Кроме того, считал Гоголь, «нельзя устремить общество или даже все поколение к прекрасному, пока не покажешь всю глубину его настоящей мерзости…». Если сначала вызвать у читателей чувство ужаса и омерзения от современного строя их жизни, то можно будет пробудить у общества в целом и в каждом отдельном индивиде желание стать лучше, приблизиться к идеалу. Но путь к идеалу должен проходить через осмеяние пороков современного Гоголю русского человека, прежде всего – чиновника. Этой цели послужила комедия «Ревизор», в которой Россия чиновников была представлена как царство их произвола и лихоимства.

Розанов писал:

«План «Мертвых душ» в сущности, анекдот; как и «Ревизора» – анекдот же. Как один барин хотел скупить умершие ревизские души и заложить их; и как другого барина-прощелыгу приняли в городе за ревизора. И все пьесы его, «Женитьба», «Игроки», и повести, «Шинель», – просто петербургские анекдоты, которые могли быть и которых могло не быть. Они ничего собою не характеризуют и ничего в себе не содержат.

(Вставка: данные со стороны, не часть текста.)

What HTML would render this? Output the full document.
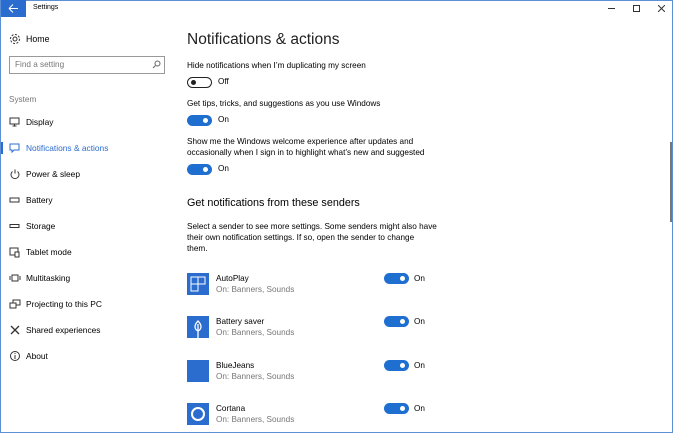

Поразительна эта простота, элементарность замысла. Гоголь не имел сил – усложнить план романа или повести в смысле развития или хода страсти – чувствуется, что он и не мог бы представить, и самых попыток к этому – в черновиках его нет.

Что же это такое? Странная элементарность души. Поразительно, что Гоголь и сам не развивался; в нем не перестраивалась душа, не менялись убеждения. Перейдя от малороссийских повестей к петербургским, он только перенес глаз с юга на север, но глаз этот был тот же».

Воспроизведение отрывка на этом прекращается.